Restitution That Outlives the Sentence
HB 26-1017, sponsored by Sen. Weissman, moved through with less friction but one of the more devastating pieces of personal testimony of the day.
Aaron Simpson told the committee that when he was 22, he drove recklessly and caused a crash that seriously injured people. He was sentenced to 12 years. Since his release, he has earned a computer science degree and maintained steady employment. But his restitution order — $298,000 at sentencing — has grown to nearly half a million dollars. "The Court ultimately ordered 298,000 in restitution only about 6,000 of that was owed directly to the people I hurt," he said. "The other 293,000 went to insurance companies and government agencies that had already compensated the victims with interest. My balance today is approaching half a million dollars."
The bill focuses restitution on natural person victims, treating insurance companies as victims only when they are first-party victims — for instance, when fraud is committed against the insurer, or when insurer-owned property is vandalized. It passed 5-2, with Sens. Carson and Zamora Wilson voting no.
School Safety Lockboxes: A Quiet Unanimity
SB 26-104, sponsored by Sens. Liston and Snyder, requires schools to install secure exterior key boxes giving law enforcement emergency access to buildings, internal keys, access cards, and building layouts during an active threat. Sen. Liston cited a Department of Justice report on the Uvalde shooting, which found that responding officers lacked keys to locked doors. Sen. Snyder cited the UNLV shooting, in which more than 500 security doors were damaged by law enforcement trying to reach locked areas.
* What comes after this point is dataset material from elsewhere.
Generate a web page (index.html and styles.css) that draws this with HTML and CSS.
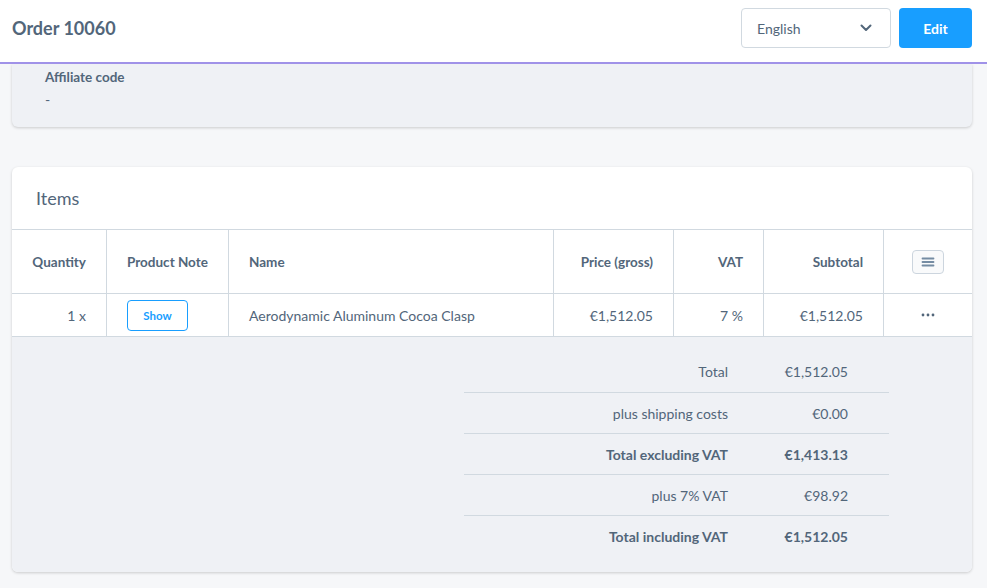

Neil Zipser of Knox Company testified that the boxes run between $300 and $400 for a standard facility, up to $800 for a larger one, and that four states currently have key box legislation with nine more states having legislation pending. Four amendments were adopted, adding flexibility: schools with existing compliant systems don't need new boxes; schools may use alternative emergency access plans; the implementation deadline was extended from 2028 to 2030; and schools aren't required to install boxes if they apply for but don't receive state funding. The bill passed 7-0. Sen. Snyder indicated a technical amendment will be brought on second reading.
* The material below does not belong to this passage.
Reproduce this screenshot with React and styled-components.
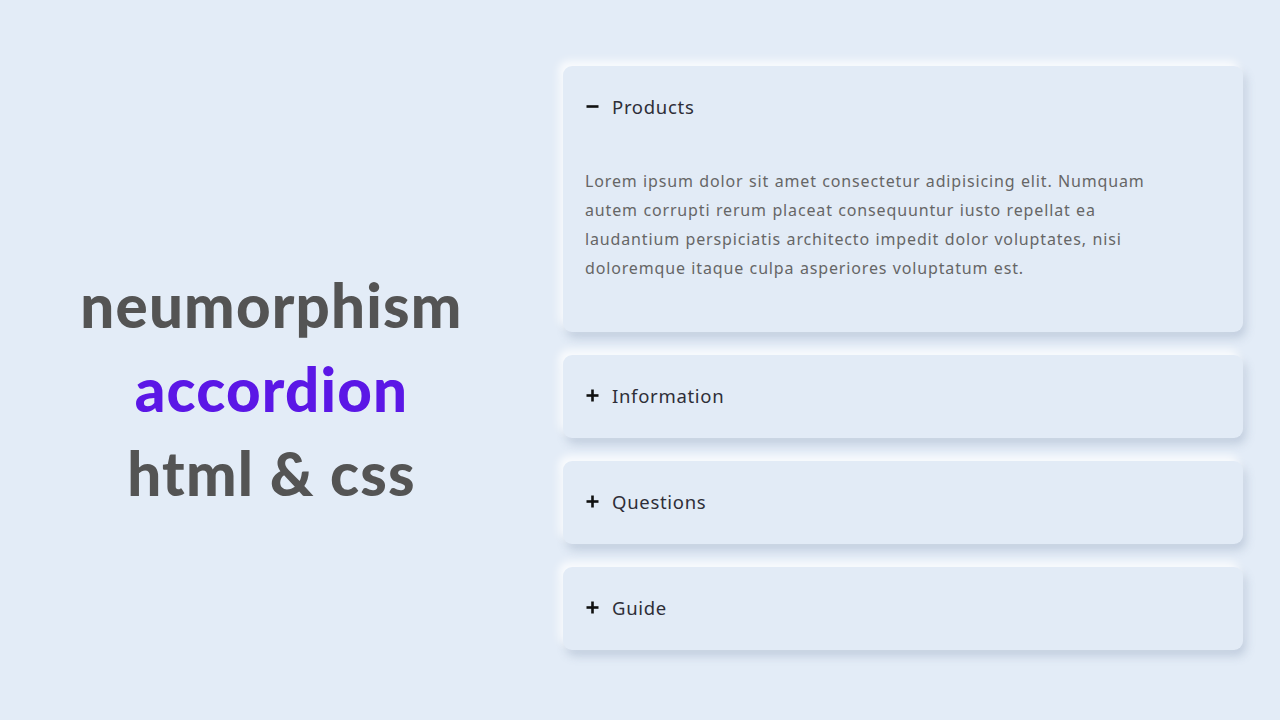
import React, { useState } from 'react';
import styled, { createGlobalStyle } from 'styled-components';

const GlobalStyle = createGlobalStyle`
  html, body {
    margin: 0;
    padding: 0;
    background: #e3ecf7;
  }
  body {
    font-family: 'Noto Sans', 'Open Sans', sans-serif;
  }
`;

const Page = styled.main`
  width: 1280px;
  height: 720px;
  display: grid;
  grid-template-columns: 543px 680px;
  column-gap: 20px;
  align-items: center;
  background: #e3ecf7;
  overflow: hidden;
`;

const Heading = styled.h1`
  margin: 58px 0 0;
  text-align: center;
  font-family: 'Lato', 'DejaVu Sans', sans-serif;
  font-weight: 900;
  font-size: 60px;
  line-height: 84px;
  color: #545454;
  letter-spacing: 1.2px;
`;

const Accent = styled.span`
  display: block;
  color: #5b17e6;
`;

const Line = styled.span`
  display: block;
`;

const List = styled.div`
  display: flex;
  flex-direction: column;
  gap: 23px;
  padding-bottom: 4px;
`;

const Card = styled.section`
  background: #e2ebf6;
  border-radius: 9px;
  box-shadow: -4px -5px 9px rgba(255, 255, 255, 0.85),
    3px 6px 10px rgba(115, 135, 165, 0.3);
`;

const Header = styled.button`
  width: 100%;
  height: 83px;
  display: flex;
  align-items: center;
  gap: 13px;
  padding: 0 23px 2px;
  border: none;
  background: transparent;
  cursor: pointer;
  font-family: 'Noto Sans', 'Open Sans', sans-serif;
  font-size: 18.5px;
  letter-spacing: 0.7px;
  color: #2e2e38;
  text-align: left;
`;

const Body = styled.p`
  margin: 0;
  width: 600px;
  padding: 18px 0 49px 22px;
  font-family: 'Noto Sans', 'Open Sans', sans-serif;
  font-size: 16px;
  letter-spacing: 0.85px;
  word-spacing: 0.5px;
  line-height: 29px;
  color: #666;
`;

const Icon = ({ open }) => (
  <svg width="13" height="13" viewBox="0 0 13 13" aria-hidden="true">
    <path d="M0.5 6.5 H12.5" stroke="#111" strokeWidth="2.6" />
    {!open && <path d="M6.5 0.5 V12.5" stroke="#111" strokeWidth="2.6" />}
  </svg>
);

const items = [
  {
    title: 'Products',
    text:
      'Lorem ipsum dolor sit amet consectetur adipisicing elit. Numquam autem corrupti rerum placeat consequuntur iusto repellat ea laudantium perspiciatis architecto impedit dolor voluptates, nisi doloremque itaque culpa asperiores voluptatum est.',
  },
  { title: 'Information', text: 'Lorem ipsum dolor sit amet consectetur adipisicing elit.' },
  { title: 'Questions', text: 'Lorem ipsum dolor sit amet consectetur adipisicing elit.' },
  { title: 'Guide', text: 'Lorem ipsum dolor sit amet consectetur adipisicing elit.' },
];

export default function App() {
  const [open, setOpen] = useState(0);
  return (
    <>
      <GlobalStyle />
      <Page>
        <Heading>
          <Line>neumorphism</Line>
          <Accent>accordion</Accent>
          <Line>html &amp; css</Line>
        </Heading>
        <List>
          {items.map((item, i) => (
            <Card key={item.title}>
              <Header onClick={() => setOpen(open === i ? -1 : i)}>
                <Icon open={open === i} />
                {item.title}
              </Header>
              {open === i && <Body>{item.text}</Body>}
            </Card>
          ))}
        </List>
      </Page>
    </>
  );
}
What Happens Next — and Why It Matters
SB 132 (Magnus's Law) now moves to the full Senate floor. If it passes both chambers and is signed, every law enforcement officer responding to a fatal or serious-injury crash in Colorado will be required to offer a voluntary breath test — a procedural step that did not happen the day Magnus White was killed, and that his family spent two years waiting for the truth without.
SB 75 moves to Appropriations, where the committee will have to decide whether to fund the projected $1.7 million in new prison construction the mandatory minimums would require. If it passes and is signed, commercial sexual activity offenses will carry mandatory minimum sentences in Colorado — a change prosecutors and victim advocates support, and one that two senators believe will sweep up trafficking victims alongside their perpetrators.
SB 112 heads to the full Senate floor in amended form, narrowed to petty theft, criminal mischief, and arson offenses. If it passes and is signed, municipal judges will have new discretion to set cash bond for defendants with three or more failures to appear — in a state where, as its own committee chair noted, the corrections system is already buckling under a jail backlog that could reach 1,500 people.
HB 1103 goes to the full Senate on the consent calendar. If it passes, Colorado will join 49 other states in allowing child victims up to age 18 to testify via closed-circuit television — meaning a 14-year-old like Ali Dominguez, diagnosed with PTSD after testifying against her father, might not have had to look at him at all.